Obviously, it's often not better, as the author mention.
In my experience with python, a lot of functions are directly mapped to C code and those are nearly as fast as well written C code.
Some others are calling python code in between, and those are obviously much slower.
That's the main thing to know when you want speed. So if you start using fancy python classes and other crap on top, it's going to be slower and slower, and if it's code that's called a lot, it's going to hurt hard.
When sometimes, some code needs to be fast and there's no functions that call C code directly, ctypes work just fine.
Now there are some libraries which are well made (performance wise), but that's not the norm. It's actually pretty damn rare in my experience.
The main other contenders here are R and Mathematica, both of which will fail you when you need do something that isn't strictly statistical/mathematical. Python gives you predictable decent performance and the NumPy ecosystem is awesome for numerical libraries. I've never come across a machine learning library nearly as well designed as scikit-learn and pandas dataframes are a lot snappier than R's equivalents. My only gripe is the paucity of good plotting libraries (matplotlib is impoverished and ugly compared with R's sexy plotting routines).
Now, I haven't said a word about the faster statically compiled languages: C, C++, Java, C#, F#, OCaml, Haskell, etc...
The trouble with static languages is that they either lack essential libraries or don't allow for rapid prototyping (or in some cases, both).
Now, if you're implementing the heart of a numerically intensive algorithm and your code can't be decomposed into a few already implemented primitives, it makes sense to write it in C. The first thing to do, though, is to wrap that native code with a Python interface and test it from python.
(I can't elaborate much because I'm busy writing theM presently, but stay tuned and I think y'all will like what you'll see when the public release lands)
(one sexy hint though: the value add of these works in progress is enough that I'll be able to hire folks full time to work on it with me starting mid September or October . )
cython is very nice for numerical computation because it offers a nice syntax for dealing with array operations very efficiently (e.g. see typed memory views: http://docs.cython.org/src/userguide/memoryviews.html) and has good integration with numpy datastructures and C-API.
I agree. Where Python really shines, I think, is where you have these sorts of bottlenecks + something extra that MATLAB performs terribly at, either as a consequence of language/VM design or lack of libraries.
What is this bad mouthing of scipy.weave? I am a big fan of this approach. Nympy for everything + a simple weave inline for the inner most loop.
Maybe it is not maintained simply because it works?

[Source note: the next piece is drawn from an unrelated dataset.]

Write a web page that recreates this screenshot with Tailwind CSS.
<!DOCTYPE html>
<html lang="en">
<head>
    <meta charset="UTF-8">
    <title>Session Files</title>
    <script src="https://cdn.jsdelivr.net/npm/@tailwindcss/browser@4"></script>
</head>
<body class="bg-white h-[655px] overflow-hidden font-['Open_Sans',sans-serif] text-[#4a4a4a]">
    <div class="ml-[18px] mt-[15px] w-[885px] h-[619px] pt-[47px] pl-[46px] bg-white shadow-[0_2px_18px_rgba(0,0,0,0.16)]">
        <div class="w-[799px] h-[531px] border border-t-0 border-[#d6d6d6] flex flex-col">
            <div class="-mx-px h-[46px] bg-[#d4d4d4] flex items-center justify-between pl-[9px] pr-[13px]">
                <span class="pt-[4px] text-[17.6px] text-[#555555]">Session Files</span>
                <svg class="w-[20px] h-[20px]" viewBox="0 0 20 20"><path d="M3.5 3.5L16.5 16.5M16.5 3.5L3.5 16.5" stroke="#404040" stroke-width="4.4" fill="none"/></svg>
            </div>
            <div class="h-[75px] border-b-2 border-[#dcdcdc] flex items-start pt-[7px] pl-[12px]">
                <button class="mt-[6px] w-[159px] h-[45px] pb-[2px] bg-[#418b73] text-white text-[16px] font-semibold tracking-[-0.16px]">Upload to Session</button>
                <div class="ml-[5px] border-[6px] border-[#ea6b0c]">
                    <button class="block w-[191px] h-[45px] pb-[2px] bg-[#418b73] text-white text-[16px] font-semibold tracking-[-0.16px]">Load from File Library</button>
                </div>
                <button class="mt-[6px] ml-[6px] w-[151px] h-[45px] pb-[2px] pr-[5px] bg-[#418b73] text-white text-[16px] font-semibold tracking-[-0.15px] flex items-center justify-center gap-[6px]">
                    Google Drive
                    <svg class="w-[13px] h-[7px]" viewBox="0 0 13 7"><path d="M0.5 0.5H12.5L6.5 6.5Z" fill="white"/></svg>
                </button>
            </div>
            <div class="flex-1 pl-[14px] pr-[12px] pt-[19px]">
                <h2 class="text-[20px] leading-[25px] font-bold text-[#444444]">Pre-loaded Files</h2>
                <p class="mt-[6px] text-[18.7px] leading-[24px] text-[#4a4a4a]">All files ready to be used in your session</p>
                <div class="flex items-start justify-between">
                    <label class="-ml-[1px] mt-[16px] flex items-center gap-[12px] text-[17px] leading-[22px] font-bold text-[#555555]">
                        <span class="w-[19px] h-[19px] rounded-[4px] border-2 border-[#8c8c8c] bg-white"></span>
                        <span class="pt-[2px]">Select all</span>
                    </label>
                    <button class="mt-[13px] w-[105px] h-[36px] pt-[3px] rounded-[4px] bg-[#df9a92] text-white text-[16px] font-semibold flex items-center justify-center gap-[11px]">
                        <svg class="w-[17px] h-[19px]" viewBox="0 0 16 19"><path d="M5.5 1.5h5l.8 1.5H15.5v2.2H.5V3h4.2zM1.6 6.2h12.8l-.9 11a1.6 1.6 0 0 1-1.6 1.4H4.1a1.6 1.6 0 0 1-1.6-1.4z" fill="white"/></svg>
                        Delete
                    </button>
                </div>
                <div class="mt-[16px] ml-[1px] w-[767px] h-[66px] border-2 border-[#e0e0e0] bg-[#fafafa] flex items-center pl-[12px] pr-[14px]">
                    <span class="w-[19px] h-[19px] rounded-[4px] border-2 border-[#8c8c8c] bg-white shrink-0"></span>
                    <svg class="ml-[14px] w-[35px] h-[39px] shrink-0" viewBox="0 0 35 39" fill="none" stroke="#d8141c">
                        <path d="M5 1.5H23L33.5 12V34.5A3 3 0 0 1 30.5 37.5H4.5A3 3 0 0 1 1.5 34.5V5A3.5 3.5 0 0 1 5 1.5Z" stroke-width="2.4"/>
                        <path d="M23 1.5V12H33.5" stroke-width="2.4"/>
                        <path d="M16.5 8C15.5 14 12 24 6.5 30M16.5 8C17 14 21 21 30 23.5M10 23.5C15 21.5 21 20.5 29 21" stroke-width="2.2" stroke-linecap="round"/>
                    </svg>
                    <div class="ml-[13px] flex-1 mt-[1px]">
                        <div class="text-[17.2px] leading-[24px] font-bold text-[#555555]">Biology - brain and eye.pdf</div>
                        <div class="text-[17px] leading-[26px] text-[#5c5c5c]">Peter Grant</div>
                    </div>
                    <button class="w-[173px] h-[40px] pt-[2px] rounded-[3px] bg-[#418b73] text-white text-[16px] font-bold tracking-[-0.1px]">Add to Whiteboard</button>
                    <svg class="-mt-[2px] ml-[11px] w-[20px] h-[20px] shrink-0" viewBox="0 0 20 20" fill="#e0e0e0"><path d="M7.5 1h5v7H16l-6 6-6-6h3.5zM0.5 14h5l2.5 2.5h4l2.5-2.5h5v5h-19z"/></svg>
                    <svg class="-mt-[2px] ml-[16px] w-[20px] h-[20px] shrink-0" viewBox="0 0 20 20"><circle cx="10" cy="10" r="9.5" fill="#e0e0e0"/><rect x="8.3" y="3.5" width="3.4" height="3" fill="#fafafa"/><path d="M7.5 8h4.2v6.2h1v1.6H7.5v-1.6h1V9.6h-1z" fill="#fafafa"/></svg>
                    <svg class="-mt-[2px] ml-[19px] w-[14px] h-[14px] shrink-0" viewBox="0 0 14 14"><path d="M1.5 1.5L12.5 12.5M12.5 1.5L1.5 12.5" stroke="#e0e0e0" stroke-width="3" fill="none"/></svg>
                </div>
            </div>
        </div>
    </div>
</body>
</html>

The weave source hasnt seen development since ages, whereas Blitz++, the C++ array library that it is based upon has moved on quite a bit. Blitz++ has added SIMD support, or rather restructured its code so that the compilers find it easy to vectorize. The new version of Blitz++ holds its own against ifortran in terms of vectorization. These are some of the advantages that you could have enjoyed had weave been kept uptodate. I dont blame the numpy community for this though, though Blitz++ sees continuous development there has not been any formal release in tens of years. So it does become difficult to incorporate such a library. But I dont think that is the main reason why weave has languished.
I am sure Cython is great, but what I like about weave is the syntactic sugar that it brings. I do not have to write raw loops or do pointer arithmetic. If you want this kind of syntactic sugar in Cython now, you call back into the numpy API. If the default API does not give you the speed that you want, you have to expose the raw pointers of the arrays and to the messy pointer arithmetic and operations yourself. Nothing wrong with that, just that it can be error prone.
Cython however has other good things going for it, for instance it allows easy coordination with OpenMP, so it is easy to parallelize array updates, without incurring the multiple processes overhead.